An appendix to the circular contains a table listing the lessons to be deleted for each class and the reasoning behind the choices. The circular, sent to all schools, calls on subject teachers to provide written opinions on the recommended changes.
Since they came to light, political motivations of all sorts are being read into the recommendations, particularly those for classes IX and X that would require the acquiescence of Central Board of Secondary Education to push through. Some of this reading has no basis at all.
Weeding out repetitions
For example, the deletion of a chapter from Anne Frank’s Diary in one of the class IX English readers and of the novel Gulliver’s Travels from the class IX and X English syllabi are being interpreted as political discomfort with the author or characters’ relationship to authority. But, the reasons for deleting the chapter from Anne Frank: The Diary of A Young Girl, are perfectly legitimate. The book is one of the two options for long-reads for class X, and the students’ favourite, so it makes no sense to have a chapter in the reader for class IX.
As for Gulliver’s Travels, even the most committed and thoughtful teachers of English in the Delhi government school system were baffled at its inclusion (along with Three Men in a Boat) in the syllabus. Both books are on the CBSE’s list of long-reads, the purpose of which is to promote a reading habit. A teacher, with 20 years experience teaching in Delhi government schools, said that Gulliver’s Travels and Three Men in a Boat have the opposite effect on 15 and 16 year olds who today are not big readers in any case.
Another English teacher, familiar with how the books were picked by the CBSE that Delhi government schools are affiliated to, says that schoolchildren and the development of their reading habits were not uppermost in the minds of the decision makers when the choice of books was made. They chose the books because they were no longer under copyright and so could be printed on the cheap and made available online.
The proposed deletions from Social Studies textbooks, particularly the civics books, have raised a mini storm, not least because the deletions include the chapters which lead to an understanding of democracy, power sharing and people’s participation. What adds more interest to this story is that Yogendra Yadav was one of the two chief advisers for these textbooks. A current vice-principal of a government school and a former civics teacher said the chapters recommended for deletion were the ones that students had no problem relating to.
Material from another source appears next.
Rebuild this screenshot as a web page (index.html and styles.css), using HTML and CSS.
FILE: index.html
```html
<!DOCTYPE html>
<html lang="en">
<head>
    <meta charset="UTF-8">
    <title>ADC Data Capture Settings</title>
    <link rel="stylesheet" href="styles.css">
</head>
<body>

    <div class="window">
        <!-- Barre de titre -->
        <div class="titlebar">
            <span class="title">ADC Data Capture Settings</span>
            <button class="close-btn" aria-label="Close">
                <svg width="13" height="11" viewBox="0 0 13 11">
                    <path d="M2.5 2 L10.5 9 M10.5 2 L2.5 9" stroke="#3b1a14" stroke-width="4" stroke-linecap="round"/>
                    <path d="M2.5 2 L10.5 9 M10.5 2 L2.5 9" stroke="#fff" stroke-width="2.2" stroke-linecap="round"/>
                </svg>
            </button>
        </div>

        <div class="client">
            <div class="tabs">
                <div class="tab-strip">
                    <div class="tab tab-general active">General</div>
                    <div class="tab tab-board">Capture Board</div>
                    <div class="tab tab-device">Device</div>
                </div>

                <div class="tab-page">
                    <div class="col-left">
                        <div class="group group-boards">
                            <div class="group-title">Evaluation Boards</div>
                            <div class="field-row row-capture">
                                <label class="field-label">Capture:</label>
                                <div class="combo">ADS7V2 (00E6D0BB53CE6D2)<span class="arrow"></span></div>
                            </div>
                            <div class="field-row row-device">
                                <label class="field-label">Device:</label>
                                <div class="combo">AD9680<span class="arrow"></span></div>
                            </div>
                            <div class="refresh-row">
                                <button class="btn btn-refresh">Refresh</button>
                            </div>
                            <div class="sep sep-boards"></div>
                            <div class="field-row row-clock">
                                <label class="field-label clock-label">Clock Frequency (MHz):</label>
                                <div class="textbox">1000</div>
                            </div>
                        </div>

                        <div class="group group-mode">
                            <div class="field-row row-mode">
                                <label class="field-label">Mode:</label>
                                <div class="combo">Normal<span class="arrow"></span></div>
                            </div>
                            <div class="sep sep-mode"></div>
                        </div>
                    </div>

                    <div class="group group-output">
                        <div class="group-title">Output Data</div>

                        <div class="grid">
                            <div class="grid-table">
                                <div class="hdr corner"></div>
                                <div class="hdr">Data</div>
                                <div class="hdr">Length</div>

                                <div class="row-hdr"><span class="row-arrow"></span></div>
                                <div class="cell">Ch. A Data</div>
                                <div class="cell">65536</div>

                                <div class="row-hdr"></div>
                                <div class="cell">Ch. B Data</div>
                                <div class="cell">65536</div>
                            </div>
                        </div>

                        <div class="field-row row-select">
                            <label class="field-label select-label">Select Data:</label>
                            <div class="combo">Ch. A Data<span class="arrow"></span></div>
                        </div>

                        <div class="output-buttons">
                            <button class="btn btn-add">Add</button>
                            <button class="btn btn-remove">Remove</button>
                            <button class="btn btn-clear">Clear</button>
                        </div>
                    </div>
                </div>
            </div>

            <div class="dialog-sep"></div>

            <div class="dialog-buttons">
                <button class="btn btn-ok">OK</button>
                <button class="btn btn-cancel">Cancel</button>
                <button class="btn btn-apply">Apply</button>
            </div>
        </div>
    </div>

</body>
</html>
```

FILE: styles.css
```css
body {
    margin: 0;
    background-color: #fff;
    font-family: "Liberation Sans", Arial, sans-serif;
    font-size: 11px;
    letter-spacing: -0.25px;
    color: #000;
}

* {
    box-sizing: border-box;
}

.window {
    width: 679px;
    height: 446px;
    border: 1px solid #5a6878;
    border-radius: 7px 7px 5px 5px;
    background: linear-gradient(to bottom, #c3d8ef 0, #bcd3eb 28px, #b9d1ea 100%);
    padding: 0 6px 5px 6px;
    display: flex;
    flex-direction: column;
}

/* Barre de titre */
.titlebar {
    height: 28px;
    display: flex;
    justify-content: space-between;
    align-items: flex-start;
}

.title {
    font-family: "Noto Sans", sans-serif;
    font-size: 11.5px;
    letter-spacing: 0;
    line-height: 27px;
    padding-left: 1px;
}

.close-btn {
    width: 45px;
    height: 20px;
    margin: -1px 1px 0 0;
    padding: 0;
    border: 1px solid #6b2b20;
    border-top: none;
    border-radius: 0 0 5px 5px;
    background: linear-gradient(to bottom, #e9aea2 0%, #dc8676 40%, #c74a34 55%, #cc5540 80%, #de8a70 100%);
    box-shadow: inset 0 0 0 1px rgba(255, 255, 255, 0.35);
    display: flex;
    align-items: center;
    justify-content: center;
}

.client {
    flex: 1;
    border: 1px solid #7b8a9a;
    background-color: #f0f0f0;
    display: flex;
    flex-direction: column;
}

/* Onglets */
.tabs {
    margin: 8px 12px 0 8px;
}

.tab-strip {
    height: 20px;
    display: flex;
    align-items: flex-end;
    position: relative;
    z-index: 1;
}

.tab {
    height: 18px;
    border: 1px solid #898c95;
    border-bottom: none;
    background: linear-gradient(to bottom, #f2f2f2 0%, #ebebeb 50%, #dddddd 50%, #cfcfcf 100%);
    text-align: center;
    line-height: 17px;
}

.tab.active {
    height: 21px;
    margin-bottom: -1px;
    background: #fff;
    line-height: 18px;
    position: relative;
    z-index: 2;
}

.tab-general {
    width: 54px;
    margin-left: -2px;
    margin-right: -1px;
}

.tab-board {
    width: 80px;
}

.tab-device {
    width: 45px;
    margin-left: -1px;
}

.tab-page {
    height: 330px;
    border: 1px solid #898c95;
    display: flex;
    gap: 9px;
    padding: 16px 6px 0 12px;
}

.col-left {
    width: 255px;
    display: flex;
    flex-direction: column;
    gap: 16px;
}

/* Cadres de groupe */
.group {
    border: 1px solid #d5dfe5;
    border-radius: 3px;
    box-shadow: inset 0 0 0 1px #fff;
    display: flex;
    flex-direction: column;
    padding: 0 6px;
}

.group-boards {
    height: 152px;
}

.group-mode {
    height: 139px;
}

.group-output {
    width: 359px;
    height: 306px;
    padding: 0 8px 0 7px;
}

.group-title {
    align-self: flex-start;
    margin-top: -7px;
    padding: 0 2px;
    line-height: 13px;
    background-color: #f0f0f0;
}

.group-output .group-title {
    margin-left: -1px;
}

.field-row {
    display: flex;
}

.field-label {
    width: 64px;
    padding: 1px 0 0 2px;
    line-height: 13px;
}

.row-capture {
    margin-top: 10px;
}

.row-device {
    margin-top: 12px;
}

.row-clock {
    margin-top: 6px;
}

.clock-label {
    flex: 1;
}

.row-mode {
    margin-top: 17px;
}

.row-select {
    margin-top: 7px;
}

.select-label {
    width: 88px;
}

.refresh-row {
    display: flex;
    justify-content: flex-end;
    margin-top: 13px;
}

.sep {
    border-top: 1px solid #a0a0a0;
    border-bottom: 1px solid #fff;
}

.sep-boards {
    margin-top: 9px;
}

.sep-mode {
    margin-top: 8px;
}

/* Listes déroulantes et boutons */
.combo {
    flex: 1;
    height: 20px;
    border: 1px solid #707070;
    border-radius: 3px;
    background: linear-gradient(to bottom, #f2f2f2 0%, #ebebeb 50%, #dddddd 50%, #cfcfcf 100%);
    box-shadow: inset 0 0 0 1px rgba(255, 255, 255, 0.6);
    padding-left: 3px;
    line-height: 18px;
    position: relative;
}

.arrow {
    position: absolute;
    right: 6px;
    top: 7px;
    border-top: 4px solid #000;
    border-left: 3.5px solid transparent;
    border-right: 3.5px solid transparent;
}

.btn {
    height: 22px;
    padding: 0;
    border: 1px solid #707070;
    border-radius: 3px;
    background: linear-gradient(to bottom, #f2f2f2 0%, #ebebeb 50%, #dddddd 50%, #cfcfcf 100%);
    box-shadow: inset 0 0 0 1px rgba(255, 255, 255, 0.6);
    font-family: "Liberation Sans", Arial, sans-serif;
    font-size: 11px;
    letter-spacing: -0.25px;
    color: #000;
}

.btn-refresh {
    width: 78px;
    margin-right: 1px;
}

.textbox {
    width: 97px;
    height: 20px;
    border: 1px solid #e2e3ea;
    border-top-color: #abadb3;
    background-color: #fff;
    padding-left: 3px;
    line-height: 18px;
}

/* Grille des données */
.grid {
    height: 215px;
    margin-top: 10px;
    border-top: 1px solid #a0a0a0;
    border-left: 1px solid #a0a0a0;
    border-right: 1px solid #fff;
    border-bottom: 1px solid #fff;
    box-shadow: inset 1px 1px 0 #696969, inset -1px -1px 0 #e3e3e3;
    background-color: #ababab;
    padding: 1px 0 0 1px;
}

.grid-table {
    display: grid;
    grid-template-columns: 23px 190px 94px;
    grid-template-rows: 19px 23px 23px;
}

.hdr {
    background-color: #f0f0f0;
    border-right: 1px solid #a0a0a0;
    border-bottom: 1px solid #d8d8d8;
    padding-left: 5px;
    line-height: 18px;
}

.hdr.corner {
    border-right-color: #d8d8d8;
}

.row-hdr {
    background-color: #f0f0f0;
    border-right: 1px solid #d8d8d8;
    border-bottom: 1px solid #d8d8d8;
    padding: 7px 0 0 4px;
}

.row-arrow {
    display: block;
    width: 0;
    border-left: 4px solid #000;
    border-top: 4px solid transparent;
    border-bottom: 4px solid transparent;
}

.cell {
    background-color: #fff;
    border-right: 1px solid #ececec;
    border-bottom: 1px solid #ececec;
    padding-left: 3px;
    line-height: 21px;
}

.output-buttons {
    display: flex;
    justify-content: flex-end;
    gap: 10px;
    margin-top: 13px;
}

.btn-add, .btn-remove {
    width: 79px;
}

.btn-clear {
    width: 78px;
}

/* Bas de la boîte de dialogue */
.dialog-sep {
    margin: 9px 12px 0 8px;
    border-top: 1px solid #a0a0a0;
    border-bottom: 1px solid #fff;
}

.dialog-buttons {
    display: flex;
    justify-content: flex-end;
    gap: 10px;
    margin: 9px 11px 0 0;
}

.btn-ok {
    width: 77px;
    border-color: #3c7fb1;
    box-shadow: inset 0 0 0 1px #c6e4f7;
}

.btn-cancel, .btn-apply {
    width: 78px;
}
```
Delhi state and its relationship with the Centre made the inter-linked chapters on power sharing and federalism easy to teach. Yet, the directorate recommended their deletion because “lesson contains examples from different parts of the world after reading this lesson students feel that participatory governance is a complete failure in India, which is not true” and “it seems that lesson enumerates only the shortcomings in the Indian federalism.”
Mindless recommendations
What made this teacher laugh was the deletion of a chapter on social movements. He said that students in Delhi’s government schools had experienced at first hand a popular movement against arbitrary electricity pricing, as well as a movement against corruption that gave rise to the ruling Aam Admi Party. Yet, the directorate in its wisdom has recommended the deletion of the chapter on social movements saying, “After reading this lesson students feel that agitation, anarchy and going against the government are the only means of securing social justice. This is not true in a democracy.” This reasoning seems to echo the critics of the Aam Admi Party’s style of mass politics.
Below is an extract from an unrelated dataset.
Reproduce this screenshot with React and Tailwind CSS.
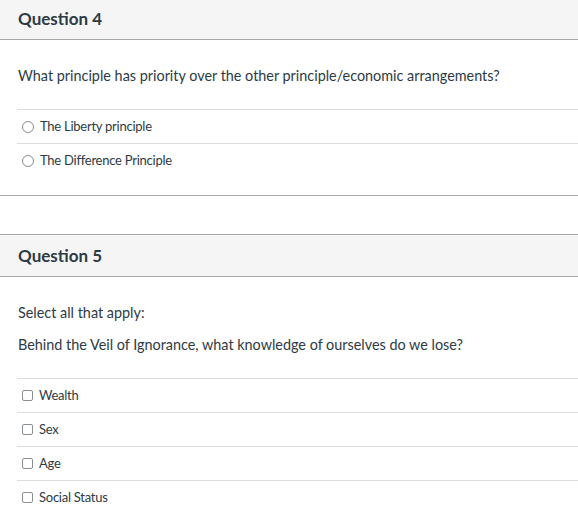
import React from "react";

const Radio = () => (
  <span className="inline-block w-[12px] h-[12px] rounded-full border border-[#8a8f93] bg-white shrink-0" />
);

const Checkbox = () => (
  <span className="inline-block w-[11px] h-[11px] rounded-[2px] border border-[#8a8f93] bg-white shrink-0" />
);

const Answer = ({ label, type }) => (
  <div className="h-[34px] border-t border-[#dcdcdc] flex items-center gap-[6px] pl-[5px]">
    {type === "radio" ? <Radio /> : <Checkbox />}
    <span className="text-[13px] tracking-[-0.25px] text-[#2d3b45]">{label}</span>
  </div>
);

const Question = ({ number, prompts, answers, type }) => (
  <div className="border-y border-[#a8a8a8] bg-white">
    <div className="h-[41px] bg-[#f5f5f5] border-b border-[#a8a8a8] box-content flex items-center px-[18px]">
      <h2 className="text-[17px] font-bold text-[#2d3b45]">Question {number}</h2>
    </div>
    <div className="pl-[17px] pb-[18px]">
      <div className="pt-[26px] pb-[23px] pl-px flex flex-col gap-[12px]">
        {prompts.map((p) => (
          <p key={p} className="text-[14.4px] leading-[20px] text-[#2d3b45]">
            {p}
          </p>
        ))}
      </div>
      {answers.map((a) => (
        <Answer key={a} label={a} type={type} />
      ))}
    </div>
  </div>
);

export default function App() {
  return (
    <div className="w-full min-h-screen bg-white font-['Lato',sans-serif] -mt-[3px]">
      <Question
        number={4}
        type="radio"
        prompts={[
          "What principle has priority over the other principle/economic arrangements?",
        ]}
        answers={["The Liberty principle", "The Difference Principle"]}
      />
      <div className="h-[38px]" />
      <Question
        number={5}
        type="checkbox"
        prompts={[
          "Select all that apply:",
          "Behind the Veil of Ignorance, what knowledge of ourselves do we lose?",
        ]}
        answers={["Wealth", "Sex", "Age", "Social Status"]}
      />
    </div>
  );
}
The vice-principal believes that these are mindless recommendations that have come through a process that is “a bureaucratic exercise rather than an academic exercise”. “They have been told they have to delete some chapters,” he said, “so without thinking too much they have made a list and provided some reasons.” “They” are the groups formed to make the recommendations for each class and book, and are usually composed of a government school principal, a couple of subject teachers and an official from the directorate. The choice of people is based on the directorate’s familiarity with them and not on any special academic capacity.
The groups’ recommendations do not follow a process of consultation with schools, teachers and students – they follow instructions from on high. The consultation, such as it is, is only on the recommendations they have made and opinions from schools and schoolteachers have to be “in not more than 150 words for each class”.
This is not a story about political malfeasance or ideological control, it’s about business as usual – unimaginative, bureaucratic and unconcerned about the people. The people in the story are schoolchildren.